So much for buying "import" MP3s.

While watching BBC America recently, I discovered a Scottish singer named Sharleen Spiteri, formerly of the rock group Texas. I liked the cool-'60s sound of her single "All the Times I Cried," so I thought I'd check out her album online. I bopped over to the Amazon MP3 store -- which I'm loving after going virtual with my vast music collection -- but found that her album wasn't listed. It was available in Amazon's CD store, but only as an import disc selling for $22.

OK, so Spiteri hasn't hit stateside. "Not a problem," I thought. "I'll head over to the recently launched Amazon UK MP3 store." Sure enough, there was her album, "Melody," in all of its MP3 glory. After sampling the songs, I went through the motions to download them, essentially doing the 21st-century equivalent of buying the import CD. In fact, I already had an Amazon UK account from having ordered such discs in the past.

But when I went to check out, I was told I couldn't do it. The reason: territorial restrictions. Amazon explains on its site, "As required by our Digital Content providers, Digital Content will, unless otherwise designated, be available only to customers located in the United Kingdom."

To this music fan, that doesn't make any sense. The album is not available in the United States. So if I want it, I can order the import CD. But I can't legally download the MP3 version?

Skye Rossi, who oversees new media for the Minneapolis-based hip-hop label Rhymesayers, started laughing before I had even finished recounting my saga to him.

"There's this convergence of the old way of doing things in the music industry and the new way of doing things," he tried to explain after realizing how my story was going to end. My experience is the result of that clash, he said.

I'm not the first person to note this discrepancy. BBC News technology columnist Bill Thompson wrote about it in 2007, but he was complaining about it from the opposite shore of the Atlantic, as a Brit who couldn't buy from the U.S.-based Amazon MP3 store. This is a new problem for Americans, because Amazon UK launched its MP3 operation only in December.

Also, Thompson pegged the issue as the price to pay for the fact that Amazon's files can be freely copied, unlike iTunes (at the time; iTunes is in the process of changing that). But a check shows that Spiteri's album is not available through iTunes, either. "Melody" simply was not released in the United States.

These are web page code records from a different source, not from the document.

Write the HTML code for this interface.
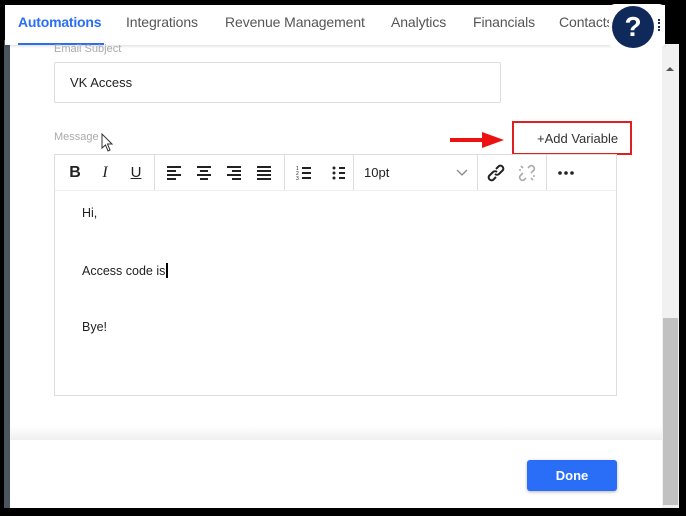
<!DOCTYPE html>
<html><head><style>
*{margin:0;padding:0;box-sizing:border-box}
body{width:686px;height:516px;background:#000;position:relative;overflow:hidden;font-family:"Liberation Sans",sans-serif}
.abs{position:absolute}
.nav span{position:absolute;top:9px;font-size:14px;color:#555;letter-spacing:-0.1px}
.tb{position:absolute;top:0;height:35px;display:flex;align-items:center;justify-content:center}
.sep{position:absolute;top:0;width:1px;height:35px;background:#ddd}
</style></head><body>
<div class="abs" style="left:4px;top:40px;width:6px;height:468px;background:#4a5560"></div>
<div class="abs" style="left:10px;top:44px;width:652px;height:464px;background:#fff"></div>
<div class="abs" style="left:662px;top:44px;width:17px;height:464px;background:#f1f1f1"></div>
<div class="abs" style="left:663px;top:318px;width:15px;height:187px;background:#c1c1c1"></div>
<div class="abs" style="left:666px;top:67px;width:0;height:0;border-left:4px solid transparent;border-right:4px solid transparent;border-bottom:4px solid #555"></div>
<div class="abs nav" style="left:5px;top:5px;width:660px;height:40px;background:#fff;box-shadow:0 1px 3px rgba(0,0,0,.15)">
<span style="left:13px;color:#2a6ef7;font-weight:bold;font-size:14px;letter-spacing:-0.2px">Automations</span>
<div class="abs" style="left:13px;top:38px;width:86px;height:2px;background:#2a6ef7"></div>
<span style="left:121px">Integrations</span>
<span style="left:220px">Revenue Management</span>
<span style="left:386px">Analytics</span>
<span style="left:468px">Financials</span>
<span style="left:554px">Contacts</span>
</div>
<div class="abs" style="left:609px;top:4px;width:56px;height:44px;background:#fff;border-radius:6px"></div>
<div class="abs" style="left:612px;top:6px;width:42px;height:42px;border-radius:50%;background:#0f2a5a;color:#fff;font-weight:bold;font-size:28px;text-align:center;line-height:42px">?</div>
<div class="abs" style="left:658px;top:19px;width:2px;height:12px;border-left:2px dotted #0f2a5a"></div>
<div class="abs" style="left:54px;top:43px;font-size:11px;color:#aaa">Email Subject</div>
<div class="abs" style="left:54px;top:62px;width:447px;height:41px;border:1px solid #ddd;border-radius:2px;font-size:13px;color:#222;padding:12px 0 0 15px">VK Access</div>
<div class="abs" style="left:54px;top:131px;font-size:11px;color:#aaa">Message</div>
<svg class="abs" style="left:101px;top:133px" width="14" height="20"><path d="M1 1 L1 15 L4.5 12 L7 18 L9 17 L6.5 11 L11 11 Z" fill="#fff" stroke="#333" stroke-width="1"/></svg>
<svg class="abs" style="left:448px;top:130px" width="60" height="20"><rect x="2" y="8" width="34" height="4" fill="#e11" /><path d="M34 2 L56 10 L34 18 Z" fill="#e11"/></svg>
<div class="abs" style="left:512px;top:121px;width:120px;height:34px;border:2px solid #e02020;font-size:13px;color:#333;padding:8px 0 0 23px">+Add Variable</div>
<div class="abs" style="left:54px;top:154px;width:563px;height:242px;border:1px solid #ddd">
<div class="abs" style="left:0;top:0;width:561px;height:36px;border-bottom:1px solid #eee">
<div class="tb" style="left:12px;width:16px;font-weight:bold;font-size:16px;color:#222">B</div>
<div class="tb" style="left:42px;width:16px;font-style:italic;font-size:16px;color:#222;font-family:'Liberation Serif'">I</div>
<div class="tb" style="left:73px;width:16px;font-size:15px;color:#222;text-decoration:underline">U</div>
<div class="sep" style="left:99px"></div>
<svg class="abs" style="left:111px;top:10px" width="164" height="16" stroke="#222" stroke-width="2">
<path d="M1 2h14M1 6h9M1 10h14M1 14h9"/>
<path d="M31 2h14M34 6h8M31 10h14M34 14h8"/>
<path d="M61 2h14M66 6h9M61 10h14M66 14h9"/>
<path d="M91 2h14M91 6h14M91 10h14M91 14h14"/>
</svg>
<div class="sep" style="left:229px"></div>
<svg class="abs" style="left:240px;top:10px" width="50" height="16"><g stroke="#222" stroke-width="2"><path d="M7 3h9M7 8h9M7 13h9M44 3h9M44 8h9M44 13h9"/></g><g fill="#222" font-size="5" font-family="Liberation Sans"><text x="1" y="5">1</text><text x="1" y="10">2</text><text x="1" y="15">3</text></g><circle cx="39" cy="3" r="1.5" fill="#222"/><circle cx="39" cy="8" r="1.5" fill="#222"/><circle cx="39" cy="13" r="1.5" fill="#222"/></svg>
<div class="sep" style="left:298px"></div>
<div class="tb" style="left:309px;font-size:13px;color:#222">10pt</div>
<svg class="abs" style="left:401px;top:14px" width="12" height="8"><path d="M1 1l5 5 5-5" stroke="#888" fill="none" stroke-width="1.3"/></svg>
<div class="sep" style="left:422px"></div>
<svg class="abs" style="left:432px;top:8px" width="18" height="20" fill="none" stroke="#222" stroke-width="2"><path d="M9 6l3-3a3 3 0 0 1 4 4l-4 4a3 3 0 0 1-4 0M9 14l-3 3a3 3 0 0 1-4-4l4-4a3 3 0 0 1 4 0"/></svg>
<svg class="abs" style="left:463px;top:8px" width="18" height="20" fill="none" stroke="#aaa" stroke-width="1.6"><path d="M10 5l2-2a3 3 0 0 1 4 4l-3 3M8 15l-2 2a3 3 0 0 1-4-4l3-3M3 3l2 2M13 15l2 2M1 7h2M15 13h2"/></svg>
<div class="sep" style="left:491px"></div>
<svg class="abs" style="left:503px;top:16px" width="16" height="4" fill="#222"><circle cx="2" cy="2" r="1.8"/><circle cx="8" cy="2" r="1.8"/><circle cx="14" cy="2" r="1.8"/></svg>
</div>
<div class="abs" style="left:27px;top:51px;font-size:12.5px;color:#222">Hi,</div>
<div class="abs" style="left:27px;top:108px;font-size:12.5px;color:#222">Access code is<span style="display:inline-block;width:1.5px;height:15px;background:#000;vertical-align:-3px;margin-left:1px"></span></div>
<div class="abs" style="left:27px;top:165px;font-size:12.5px;color:#222">Bye!</div>
</div>
<div class="abs" style="left:10px;top:426px;width:652px;height:14px;background:linear-gradient(#fff,#efefef)"></div>
<div class="abs" style="left:527px;top:460px;width:90px;height:31px;background:#2a6ef7;border-radius:3px;color:#fff;font-weight:bold;font-size:13px;text-align:center;line-height:31px;box-shadow:0 1px 3px rgba(0,0,0,.3)">Done</div>
</body></html>
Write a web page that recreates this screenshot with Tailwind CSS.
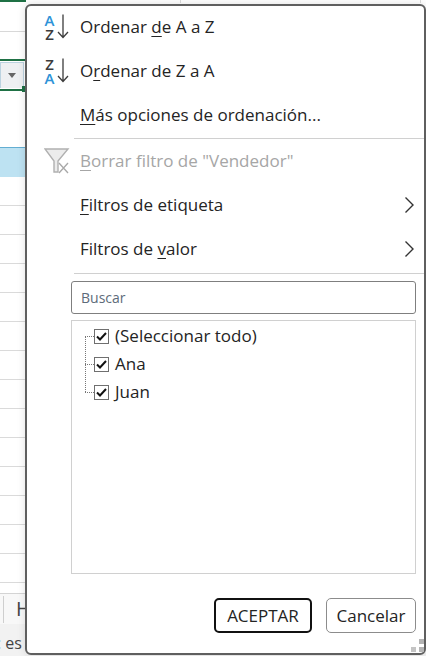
<!DOCTYPE html>
<html lang="es">
<head>
<meta charset="utf-8">
<script src="https://cdn.jsdelivr.net/npm/@tailwindcss/browser@4"></script>
</head>
<body class="bg-white">
<div class="relative w-[426px] h-[656px] overflow-hidden bg-white font-['Open_Sans','Noto_Sans',sans-serif] text-[#242424]">
  <!-- Sheet behind the menu -->
  <div class="flex flex-col h-full">
    <div class="flex h-[3px] shrink-0">
      <div class="w-[26px] border-t-[2px] border-[#1f7145]"></div>
      <div class="w-[155px] border-r border-[#dcdcdc]"></div>
      <div class="w-[240px] border-r border-[#dcdcdc]"></div>
    </div>
    <div class="h-[29px] shrink-0 border-b border-[#d8d8d8] w-[26px]"></div>
    <div class="h-[27px] shrink-0"></div>
    <div class="relative h-[32px] shrink-0 w-[25px] border-y-[2px] border-[#1f7145]">
      <div class="flex items-center justify-center h-[26px] w-[24px] mt-[1px] bg-[#eef0f2] border-x border-t border-[#bcd3e0]">
        <svg width="10" height="6" viewBox="0 0 10 6"><path d="M1 0h8L5 5z" fill="#666"/></svg>
      </div>
      <div class="absolute right-0 bottom-[-3px] w-[3px] h-[6px] bg-[#1f7145]"></div>
    </div>
    <div class="h-[56px] shrink-0"></div>
    <div class="h-[30px] shrink-0 bg-[#bde2f2] border-t border-[#63aed2]"></div>
    <div class="flex flex-col shrink-0">
      <div class="h-[29px] border-b border-[#dadada]"></div>
      <div class="h-[29px] border-b border-[#dadada]"></div>
      <div class="h-[29px] border-b border-[#dadada]"></div>
      <div class="h-[29px] border-b border-[#dadada]"></div>
      <div class="h-[29px] border-b border-[#dadada]"></div>
      <div class="h-[29px] border-b border-[#dadada]"></div>
      <div class="h-[29px] border-b border-[#dadada]"></div>
      <div class="h-[29px] border-b border-[#dadada]"></div>
      <div class="h-[29px] border-b border-[#dadada]"></div>
      <div class="h-[29px] border-b border-[#dadada]"></div>
      <div class="h-[29px] border-b border-[#dadada]"></div>
      <div class="h-[29px] border-b border-[#dadada]"></div>
      <div class="h-[29px] border-b border-[#dadada]"></div>
      <div class="h-[29px] border-b border-[#dadada]"></div>
    </div>
    <div class="h-[10px] shrink-0"></div>
    <div class="flex items-center h-[31px] shrink-0 bg-[#f8f8f8] border-t border-[#d4d4d4] pl-[3px]">
      <div class="w-px h-[27px] bg-[#cfcfcf]"></div>
      <span class="ml-[12px] text-[20px] leading-none text-[#444]">H</span>
    </div>
    <div class="flex items-end flex-1 bg-[#f2f2f2] text-[16px] leading-none pb-[5px]">
      <span class="text-[#444] -ml-[3px]">:&nbsp;es</span>
    </div>
  </div>

  <!-- Filter menu -->
  <div class="absolute left-[25px] top-[4px] w-[401px] h-[651px] flex flex-col bg-white border-[2px] border-[#5f5f5f] rounded-[6px] shadow-[0_0_8px_rgba(0,0,0,0.12)] text-[17px]">
    <!-- Sort rows -->
    <div class="relative flex items-center h-[44px] -mt-px pl-[53px] shrink-0">
      <div class="absolute left-[17px] top-[8px] w-[11px] flex flex-col items-center font-semibold text-[15px] leading-[14px]">
        <span class="text-[#2e93d8]">A</span>
        <span class="text-[#3c3c3c]">Z</span>
      </div>
      <svg class="absolute left-[30px] top-[9px]" width="12" height="25" viewBox="0 0 12 25">
        <path d="M6 0.5V23.5M1 18L6 23.5L11 18" fill="none" stroke="#3c3c3c" stroke-width="1.3"/>
      </svg>
      <span>Ordenar <span class="underline underline-offset-[3px] decoration-1">d</span>e A a Z</span>
    </div>
    <div class="relative flex items-center h-[44px] pl-[53px] shrink-0">
      <div class="absolute left-[17px] top-[8px] w-[11px] flex flex-col items-center font-semibold text-[15px] leading-[14px]">
        <span class="text-[#3c3c3c]">Z</span>
        <span class="text-[#2e93d8]">A</span>
      </div>
      <svg class="absolute left-[30px] top-[9px]" width="12" height="25" viewBox="0 0 12 25">
        <path d="M6 0.5V23.5M1 18L6 23.5L11 18" fill="none" stroke="#3c3c3c" stroke-width="1.3"/>
      </svg>
      <span>O<span class="underline underline-offset-[3px] decoration-1">r</span>denar de Z a A</span>
    </div>
    <div class="flex items-center h-[44px] pl-[53px] shrink-0">
      <span><span class="underline underline-offset-[3px] decoration-1">M</span>ás opciones de ordenación...</span>
    </div>
    <div class="h-px mt-px ml-[47px] bg-[#d0d0d0] shrink-0"></div>
    <!-- Label/value filters -->
    <div class="relative flex items-center h-[44px] pl-[53px] shrink-0 text-[#a6a6a6]">
      <svg class="absolute left-[17px] top-[9px]" width="26" height="27" viewBox="0 0 26 27">
        <path d="M1 1H24L14 13V24H10V13Z" fill="#ececec" stroke="#b0b0b0" stroke-width="1.4"/>
        <path d="M15 15L24 25M24 15L15 25" stroke="#a8a8a8" stroke-width="1.3" fill="none"/>
      </svg>
      <span><span class="underline underline-offset-[3px] decoration-1">B</span>orrar filtro de "Vendedor"</span>
    </div>
    <div class="flex items-center justify-between h-[44px] pl-[53px] pr-[10px] shrink-0">
      <span><span class="underline underline-offset-[3px] decoration-1">F</span>iltros de etiqueta</span>
      <svg width="10" height="18" viewBox="0 0 10 18"><path d="M1.5 1.5L9 9L1.5 16.5" fill="none" stroke="#333" stroke-width="1.4"/></svg>
    </div>
    <div class="flex items-center justify-between h-[44px] pl-[53px] pr-[10px] shrink-0">
      <span>Filtros de <span class="underline underline-offset-[3px] decoration-1">v</span>alor</span>
      <svg width="10" height="18" viewBox="0 0 10 18"><path d="M1.5 1.5L9 9L1.5 16.5" fill="none" stroke="#333" stroke-width="1.4"/></svg>
    </div>
    <div class="h-px mt-[2px] ml-[47px] bg-[#d0d0d0] shrink-0"></div>
    <!-- Search -->
    <div class="flex items-center h-[33px] ml-[44px] mr-[8px] mt-[7px] pl-[9px] border border-[#7f7f7f] rounded-[3px] text-[14px] text-[#5d6b7a] shrink-0">Buscar</div>
    <!-- Tree -->
    <div class="relative h-[254px] ml-[44px] mr-[8px] mt-[6px] border border-[#d0d0d0] shrink-0 pt-[1px]">
      <div class="absolute left-[13px] top-[15px] h-[56px] border-l border-dotted border-[#777]"></div>
      <div class="flex items-center h-[28px] pl-[13px]">
        <div class="w-[9px] border-t border-dotted border-[#777]"></div>
        <div class="flex items-center justify-center w-[15px] h-[15px] border border-[#6f6f6f] bg-white">
          <svg width="11" height="9" viewBox="0 0 11 9"><path d="M1 4.5L4 7.5L10 1" fill="none" stroke="#111" stroke-width="2"/></svg>
        </div>
        <span class="ml-[6px]">(Seleccionar todo)</span>
      </div>
      <div class="flex items-center h-[28px] pl-[13px]">
        <div class="w-[9px] border-t border-dotted border-[#777]"></div>
        <div class="flex items-center justify-center w-[15px] h-[15px] border border-[#6f6f6f] bg-white">
          <svg width="11" height="9" viewBox="0 0 11 9"><path d="M1 4.5L4 7.5L10 1" fill="none" stroke="#111" stroke-width="2"/></svg>
        </div>
        <span class="ml-[6px]">Ana</span>
      </div>
      <div class="flex items-center h-[28px] pl-[13px]">
        <div class="w-[9px] border-t border-dotted border-[#777]"></div>
        <div class="flex items-center justify-center w-[15px] h-[15px] border border-[#6f6f6f] bg-white">
          <svg width="11" height="9" viewBox="0 0 11 9"><path d="M1 4.5L4 7.5L10 1" fill="none" stroke="#111" stroke-width="2"/></svg>
        </div>
        <span class="ml-[6px]">Juan</span>
      </div>
    </div>
    <!-- Buttons -->
    <div class="flex justify-end gap-[14px] mr-[8px] mt-[24px] shrink-0">
      <button class="w-[98px] h-[35px] border-[2px] border-[#111] rounded-[5px] text-[#242424]">ACEPTAR</button>
      <button class="w-[90px] h-[35px] border border-[#8c8c8c] rounded-[5px] text-[#242424]">Cancelar</button>
    </div>
    <!-- Resize grip -->
    <div class="absolute right-[0px] bottom-[1px] grid grid-cols-2 gap-[3px] w-[13px]">
      <div class="w-[5px] h-[5px]"></div>
      <div class="w-[5px] h-[5px] bg-[#b4b4b4]"></div>
      <div class="w-[5px] h-[5px] bg-[#c4c4c4]"></div>
      <div class="w-[5px] h-[5px] bg-[#b4b4b4]"></div>
    </div>
  </div>
</div>
</body>
</html>
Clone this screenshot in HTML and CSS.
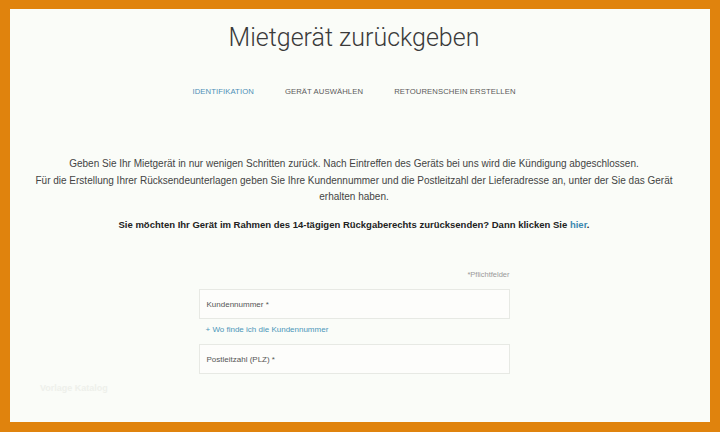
FILE: index.html
```html
<!DOCTYPE html>
<html lang="de">
<head>
<meta charset="utf-8">
<title>Mietgerät zurückgeben</title>
<link rel="stylesheet" href="styles.css">
</head>
<body>
<div class="frame">
  <h1 class="title">Mietgerät zurückgeben</h1>
  <nav class="steps">
    <span class="step active">Identifikation</span>
    <span class="step">Gerät auswählen</span>
    <span class="step">Retourenschein erstellen</span>
  </nav>
  <div class="intro">
    <p>Geben Sie Ihr Mietgerät in nur wenigen Schritten zurück. Nach Eintreffen des Geräts bei uns wird die Kündigung abgeschlossen.<br>Für die Erstellung Ihrer Rücksendeunterlagen geben Sie Ihre Kundennummer und die Postleitzahl der Lieferadresse an, unter der Sie das Gerät<br>erhalten haben.</p>
    <p class="strong">Sie möchten Ihr Gerät im Rahmen des 14-tägigen Rückgaberechts zurücksenden? Dann klicken Sie <a class="link" href="#">hier</a>.</p>
  </div>
  <form class="form">
    <div class="required">*Pflichtfelder</div>
    <div class="field">Kundennummer *</div>
    <a class="help" href="#">+ Wo finde ich die Kundennummer</a>
    <div class="field">Postleitzahl (PLZ) *</div>
  </form>
  <div class="watermark">Vorlage Katalog</div>
</div>
</body>
</html>
```
FILE: styles.css
```css
html, body {
  margin: 0;
  padding: 0;
  background: #e0830d;
}
body {
  padding: 9px 10px 10px 10px;
  height: 432px;
  box-sizing: border-box;
  font-family: "Liberation Sans", Arial, sans-serif;
}
.frame {
  background: #fafcf8;
  height: 413px;
  padding-right: 12px;
  box-sizing: border-box;
  display: flex;
  flex-direction: column;
  align-items: center;
  position: relative;
}
.title {
  margin: 14px 0 0 0;
  font-family: Roboto, "Liberation Sans", sans-serif;
  font-weight: 300;
  font-size: 25px;
  line-height: 30px;
  color: #3a3a3a;
}
.steps {
  margin-top: 34px;
  display: flex;
  gap: 31px;
  font-size: 7.7px;
  text-transform: uppercase;
  letter-spacing: 0.1px;
  color: #5a5a5a;
}
.step.active {
  color: #4e8fb7;
}
.intro {
  margin-top: 60px;
  text-align: center;
  font-size: 10px;
  line-height: 16.5px;
  color: #444;
}
.intro p {
  margin: 0;
}
.intro .strong {
  margin-top: 11px;
  font-size: 9.5px;
  font-weight: bold;
  color: #222;
}
.link {
  color: #3c88b0;
  text-decoration: none;
}
.form {
  margin-top: 37px;
  width: 311px;
  display: flex;
  flex-direction: column;
}
.required {
  align-self: flex-end;
  font-size: 7.5px;
  color: #9a9a9a;
  line-height: 10px;
}
.field {
  height: 30px;
  box-sizing: border-box;
  border: 1px solid #e7e9e4;
  background: #fdfdfb;
  font-size: 8px;
  color: #555;
  padding: 0 7px;
  display: flex;
  align-items: center;
}
.required + .field {
  margin-top: 9px;
}
.help {
  margin: 6px 0 0 7px;
  line-height: 10px;
  font-size: 8px;
  color: #4a96b8;
  text-decoration: none;
}
.help + .field {
  margin-top: 9px;
}
.watermark {
  position: absolute;
  left: 30px;
  top: 374px;
  font-size: 9px;
  font-weight: bold;
  color: #eef0eb;
}
```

Bands and labels have distribution deals around the world based on the territory, Rossi said. Rhymesayers strikes deals abroad, including with Amazon's MP3 stores in the United States and United Kingdom, but it tends to match its digital distribution with the physical product so that such problems don't exist, he said.

For example, Rhymesayers artist Atmosphere's "Seven Travels" is available in the Amazon UK store on CD as well as in MP3 versions. So British fans of the Minneapolis group can buy the album in any form they want. The reverse isn't true for Spiteri because her label, Universal, apparently didn't strike any kind of U.S. distribution deal for her album.

So why can I still order Spiteri's CD as an import?

"Well, that's where it gets tricky," Rossi said. "And people in the industry are still trying to catch up to it."

Often, he said, middle companies that supply product to stores or deal directly with customers, such as Amazon, will sell discs in places where they really shouldn't. There's nothing to prevent a U.S. store or Amazon from buying import discs from a U.K. distributor and selling them stateside.

"We have no control over that," he said. But labels do exercise stricter controls over digital content.

I guess I'll just buy a used copy of Spiteri's CD for about the price I would have paid for a download and rip it myself. That's perfectly legal, but, ironically, she and her record company won't get any money as a result of that transaction.

As Thompson concluded in his column, "If the record companies continue to push their old-world business practices, insisting on territorial limits and other restrictions, then even Amazon will find it impossible to save the music industry from the implosion which lies ahead."

Rossi agreed that labels need to rethink their approach to digital downloads sold through online retailers such as iTunes and Amazon. He pointed out that even he can't check the offerings of his label on iTunes' UK site because of territorial restrictions.

"At this point, I think there are still a lot of people in the industry who aren't 100 percent sold on digital," he said.